Extract all lines in the data that contain the word "this".
# # # # # # #
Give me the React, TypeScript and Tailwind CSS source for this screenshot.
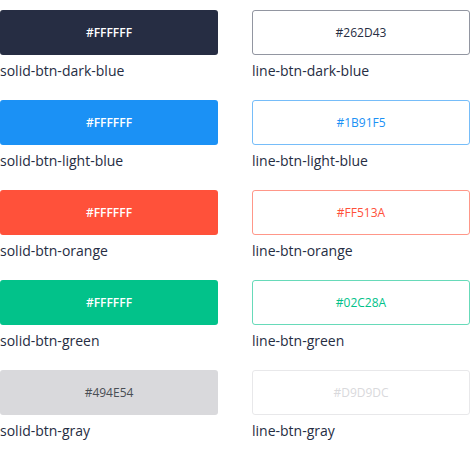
const SOLID = [
  { name: 'solid-btn-dark-blue', label: '#FFFFFF', cls: 'bg-[#262D43] text-white font-semibold' },
  { name: 'solid-btn-light-blue', label: '#FFFFFF', cls: 'bg-[#1B91F5] text-white font-semibold' },
  { name: 'solid-btn-orange', label: '#FFFFFF', cls: 'bg-[#FF513A] text-white font-semibold' },
  { name: 'solid-btn-green', label: '#FFFFFF', cls: 'bg-[#02C28A] text-white font-semibold' },
  { name: 'solid-btn-gray', label: '#494E54', cls: 'bg-[#D9D9DC] text-[#494E54]' },
]

const LINE = [
  { name: 'line-btn-dark-blue', label: '#262D43', cls: 'border-[#262D43]/50 text-[#262D43]' },
  { name: 'line-btn-light-blue', label: '#1B91F5', cls: 'border-[#1B91F5]/60 text-[#1B91F5]' },
  { name: 'line-btn-orange', label: '#FF513A', cls: 'border-[#FF513A]/60 text-[#FF513A]' },
  { name: 'line-btn-green', label: '#02C28A', cls: 'border-[#02C28A]/60 text-[#02C28A]' },
  { name: 'line-btn-gray', label: '#D9D9DC', cls: 'border-[#D9D9DC]/60 text-[#D9D9DC]' },
]

export default function App() {
  return (
    <div
      className="w-[470px] h-[469px] bg-white pt-[10px] grid grid-cols-[218px_218px] gap-x-[34px]"
      style={{ fontFamily: '"Open Sans", sans-serif' }}
    >
      <div className="flex flex-col gap-[19px]">
        {SOLID.map((b) => (
          <div key={b.name}>
            <div className={'h-[45px] rounded-[3px] flex items-center justify-center text-[12px] ' + b.cls}>
              {b.label}
            </div>
            <div className="mt-[6px] text-[14px] leading-[20px] text-[#262D43]">{b.name}</div>
          </div>
        ))}
      </div>
      <div className="flex flex-col gap-[19px]">
        {LINE.map((b) => (
          <div key={b.name}>
            <div className={'h-[45px] rounded-[3px] border flex items-center justify-center text-[12px] ' + b.cls}>
              {b.label}
            </div>
            <div className="mt-[6px] text-[14px] leading-[20px] text-[#262D43]">{b.name}</div>
          </div>
        ))}
      </div>
    </div>
  )
}
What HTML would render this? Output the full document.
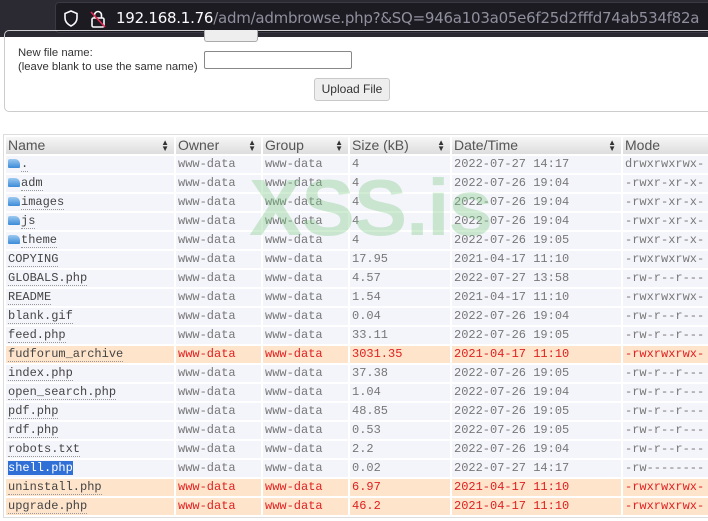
<!DOCTYPE html>
<html><head><meta charset="utf-8"><style>
*{margin:0;padding:0;box-sizing:border-box}
body{width:708px;height:521px;overflow:hidden;background:#fff;font-family:"Liberation Sans",sans-serif;position:relative}
.bar{position:absolute;left:0;top:0;width:708px;height:37px;background:#2b2a33}
.url{position:absolute;left:55px;top:2px;width:660px;height:31px;background:#1c1b22;border-radius:4px;border:1px solid #3a3944}
.url span{position:absolute;left:60px;top:6px;font-size:15px;color:#8f8f9d;white-space:nowrap;font-family:"DejaVu Sans",sans-serif;letter-spacing:-0.25px}
.url b{font-weight:normal;color:#fbfbfe}
.box{position:absolute;left:4px;top:30px;width:720px;height:82px;border:1px solid #ccc;border-radius:5px}
.lbl{position:absolute;left:18px;top:46px;font-size:11.3px;color:#333;line-height:14px}
.inp{position:absolute;left:204px;top:51px;width:148px;height:18px;border:1px solid #888;border-radius:2px}
.btn{position:absolute;left:314px;top:78px;width:76px;height:23px;border:1px solid #c8c8c8;border-radius:3px;background:#eee;font-size:12px;color:#333;text-align:center;line-height:21px}
.btn0{position:absolute;left:204px;top:30px;width:54px;height:12px;border:1px solid #aaa;border-top:none;border-radius:0 0 3px 3px;background:#eee}
table{position:absolute;left:3px;top:134px;border-collapse:separate;border-spacing:2px;border:1px solid #ddd;width:710px}
th{background:linear-gradient(#f6f6f6,#ddd);height:17px;font-weight:normal;font-size:14px;color:#555;text-align:left;padding:0 2px;position:relative;line-height:15px}
th i{position:absolute;right:5px;top:3px;font-style:normal;font-size:8px;color:#333;line-height:6px}
td{background:#f4f5fb;height:17px;font-family:"Liberation Mono",monospace;font-size:12px;color:#777;padding:0 2px;white-space:nowrap;line-height:15px}
td:first-child{color:#444}
td:first-child span{border-bottom:1px dotted #999}
tr.o td{background:#fde4cb;color:#e02020}
tr.o td:first-child{color:#444}
.sel{background:#2f6fd6;color:#fff!important;border:none!important}
.f{display:inline-block;width:12px;height:9px;background:linear-gradient(#9cc9f0,#3b8ad8);border-radius:2px 5px 1px 1px;margin-right:1px;vertical-align:-1px}
.wm{position:absolute;left:249px;top:162px;font-size:80px;font-weight:bold;color:rgba(120,200,130,.35);letter-spacing:-1px;pointer-events:none;font-family:"Liberation Sans",sans-serif}
</style></head><body>
<div class="bar"><div class="url">
<svg style="position:absolute;left:7px;top:7px" width="16" height="17" viewBox="0 0 16 17"><path d="M8 1L2 3.5v4.5c0 4 3 6.5 6 8 3-1.5 6-4 6-8V3.5z" fill="none" stroke="#fbfbfe" stroke-width="1.6"/></svg>
<svg style="position:absolute;left:34px;top:7px" width="16" height="18" viewBox="0 0 16 18"><rect x="2" y="8" width="12" height="9" rx="1.5" fill="none" stroke="#fbfbfe" stroke-width="1.6"/><path d="M4.5 8V5a3.5 3.5 0 0 1 7 0v3" fill="none" stroke="#fbfbfe" stroke-width="1.6"/><path d="M1 2l14 15" stroke="#e22850" stroke-width="1.6"/></svg>
<span><b>192.168.1.76</b>/adm/admbrowse.php?&amp;SQ=946a103a05e6f25d2fffd74ab534f82a</span></div></div>
<div class="box"></div>
<div class="btn0"></div>
<div class="lbl">New file name:<br>(leave blank to use the same name)</div>
<div class="inp"></div>
<div class="btn">Upload File</div>
<table>
<tr><th style="width:168px">Name<i>▲<br>▼</i></th><th style="width:85px">Owner<i>▲<br>▼</i></th><th style="width:85px">Group<i>▲<br>▼</i></th><th style="width:100px">Size (kB)<i>▲<br>▼</i></th><th style="width:169px">Date/Time<i>▲<br>▼</i></th><th>Mode</th></tr>
<tr><td><em class="f"></em><span>.</span></td><td>www-data</td><td>www-data</td><td>4</td><td>2022-07-27 14:17</td><td>drwxrwxrwx-</td></tr>
<tr><td><em class="f"></em><span>adm</span></td><td>www-data</td><td>www-data</td><td>4</td><td>2022-07-26 19:04</td><td>-rwxr-xr-x-</td></tr>
<tr><td><em class="f"></em><span>images</span></td><td>www-data</td><td>www-data</td><td>4</td><td>2022-07-26 19:04</td><td>-rwxr-xr-x-</td></tr>
<tr><td><em class="f"></em><span>js</span></td><td>www-data</td><td>www-data</td><td>4</td><td>2022-07-26 19:04</td><td>-rwxr-xr-x-</td></tr>
<tr><td><em class="f"></em><span>theme</span></td><td>www-data</td><td>www-data</td><td>4</td><td>2022-07-26 19:05</td><td>-rwxr-xr-x-</td></tr>
<tr><td><span>COPYING</span></td><td>www-data</td><td>www-data</td><td>17.95</td><td>2021-04-17 11:10</td><td>-rwxrwxrwx-</td></tr>
<tr><td><span>GLOBALS.php</span></td><td>www-data</td><td>www-data</td><td>4.57</td><td>2022-07-27 13:58</td><td>-rw-r--r---</td></tr>
<tr><td><span>README</span></td><td>www-data</td><td>www-data</td><td>1.54</td><td>2021-04-17 11:10</td><td>-rwxrwxrwx-</td></tr>
<tr><td><span>blank.gif</span></td><td>www-data</td><td>www-data</td><td>0.04</td><td>2022-07-26 19:04</td><td>-rw-r--r---</td></tr>
<tr><td><span>feed.php</span></td><td>www-data</td><td>www-data</td><td>33.11</td><td>2022-07-26 19:05</td><td>-rw-r--r---</td></tr>
<tr class="o"><td><span>fudforum_archive</span></td><td>www-data</td><td>www-data</td><td>3031.35</td><td>2021-04-17 11:10</td><td>-rwxrwxrwx-</td></tr>
<tr><td><span>index.php</span></td><td>www-data</td><td>www-data</td><td>37.38</td><td>2022-07-26 19:05</td><td>-rw-r--r---</td></tr>
<tr><td><span>open_search.php</span></td><td>www-data</td><td>www-data</td><td>1.04</td><td>2022-07-26 19:04</td><td>-rw-r--r---</td></tr>
<tr><td><span>pdf.php</span></td><td>www-data</td><td>www-data</td><td>48.85</td><td>2022-07-26 19:05</td><td>-rw-r--r---</td></tr>
<tr><td><span>rdf.php</span></td><td>www-data</td><td>www-data</td><td>0.53</td><td>2022-07-26 19:05</td><td>-rw-r--r---</td></tr>
<tr><td><span>robots.txt</span></td><td>www-data</td><td>www-data</td><td>2.2</td><td>2022-07-26 19:04</td><td>-rw-r--r---</td></tr>
<tr><td><span class="sel">shell.php</span></td><td>www-data</td><td>www-data</td><td>0.02</td><td>2022-07-27 14:17</td><td>-rw--------</td></tr>
<tr class="o"><td><span>uninstall.php</span></td><td>www-data</td><td>www-data</td><td>6.97</td><td>2021-04-17 11:10</td><td>-rwxrwxrwx-</td></tr>
<tr class="o"><td><span>upgrade.php</span></td><td>www-data</td><td>www-data</td><td>46.2</td><td>2021-04-17 11:10</td><td>-rwxrwxrwx-</td></tr>
</table>
<div class="wm">XSS.is</div>
</body></html>
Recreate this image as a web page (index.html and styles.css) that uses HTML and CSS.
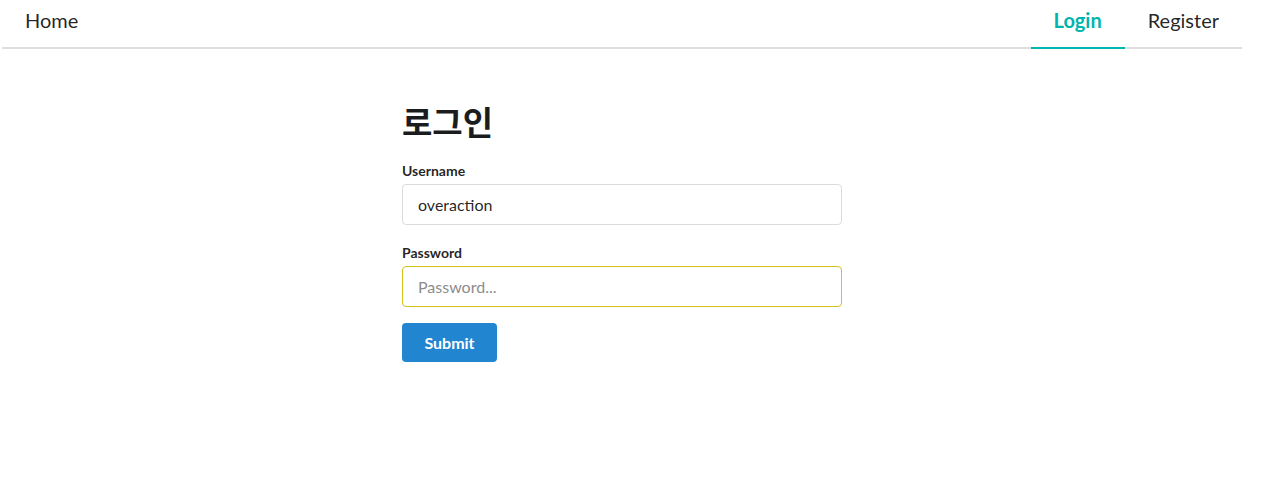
FILE: index.html
```html
<!DOCTYPE html>
<html lang="ko">
<head>
<meta charset="utf-8">
<title>로그인</title>
<link rel="stylesheet" href="styles.css">
</head>
<body>
<div class="page">
  <nav class="menu">
    <a class="item" href="#">Home</a>
    <div class="right">
      <a class="item active" href="#">Login</a>
      <a class="item" href="#">Register</a>
    </div>
  </nav>
  <main class="content">
    <form class="form">
      <h2 class="title">로그인</h2>
      <div class="field">
        <label class="label">Username</label>
        <input class="input" type="text" value="overaction">
      </div>
      <div class="field last">
        <label class="label">Password</label>
        <input class="input focus" type="password" placeholder="Password...">
      </div>
      <button class="button" type="button">Submit</button>
    </form>
  </main>
</div>
</body>
</html>
```
FILE: styles.css
```css
html, body {
  margin: 0;
  padding: 0;
  background: #fff;
}
body {
  font-family: Lato, "Noto Sans CJK KR", sans-serif;
  color: rgba(0,0,0,0.87);
}
.page {
  margin: 0 30px 0 2px;
}
.menu {
  display: flex;
  justify-content: space-between;
  border-bottom: 2px solid #dedede;
  height: 47px;
}
.right {
  display: flex;
}
.item {
  display: flex;
  align-items: center;
  padding: 0 23px 7px;
  font-size: 20px;
  color: rgba(0,0,0,0.87);
  text-decoration: none;
  border-bottom: 2px solid transparent;
  margin-bottom: -2px;
  box-sizing: border-box;
  height: 49px;
}
.item.active {
  color: #00b5ad;
  font-weight: 700;
  border-bottom-color: #00b5ad;
}
.content {
  display: flex;
  justify-content: center;
  padding-top: 52px;
}
.form {
  width: 440px;
  display: flex;
  flex-direction: column;
}
.title {
  font-family: "Noto Sans CJK KR", Lato, sans-serif;
  font-size: 33px;
  font-weight: 700;
  color: #1b1c1d;
  margin: 0 0 21px;
  line-height: 40px;
}
.field {
  display: flex;
  flex-direction: column;
  margin-bottom: 19px;
}
.field.last {
  margin-bottom: 16px;
}
.label {
  font-size: 14px;
  font-weight: 700;
  line-height: 17px;
  margin-bottom: 5px;
  color: rgba(0,0,0,0.87);
}
.input {
  font-family: Lato, sans-serif;
  font-size: 16px;
  height: 41px;
  box-sizing: border-box;
  padding: 0 15px;
  border: 1px solid #dcdcdc;
  border-radius: 4px;
  color: rgba(0,0,0,0.87);
  outline: none;
}
.input::placeholder {
  color: #8c8c8c;
}
.input.focus {
  border-color: #d6c21a;
}
.button {
  align-self: flex-start;
  width: 95px;
  height: 39px;
  border: none;
  border-radius: 4px;
  background: #2185d0;
  color: #fff;
  font-family: Lato, sans-serif;
  font-size: 16px;
  font-weight: 700;
  cursor: pointer;
}
```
# # # # # # #
Output below:
Give me the React, TypeScript and Tailwind CSS source for this screenshot.
What HTML would render this? Output the full document.
Recreate this image as a web page (index.html and styles.css) that uses HTML and CSS.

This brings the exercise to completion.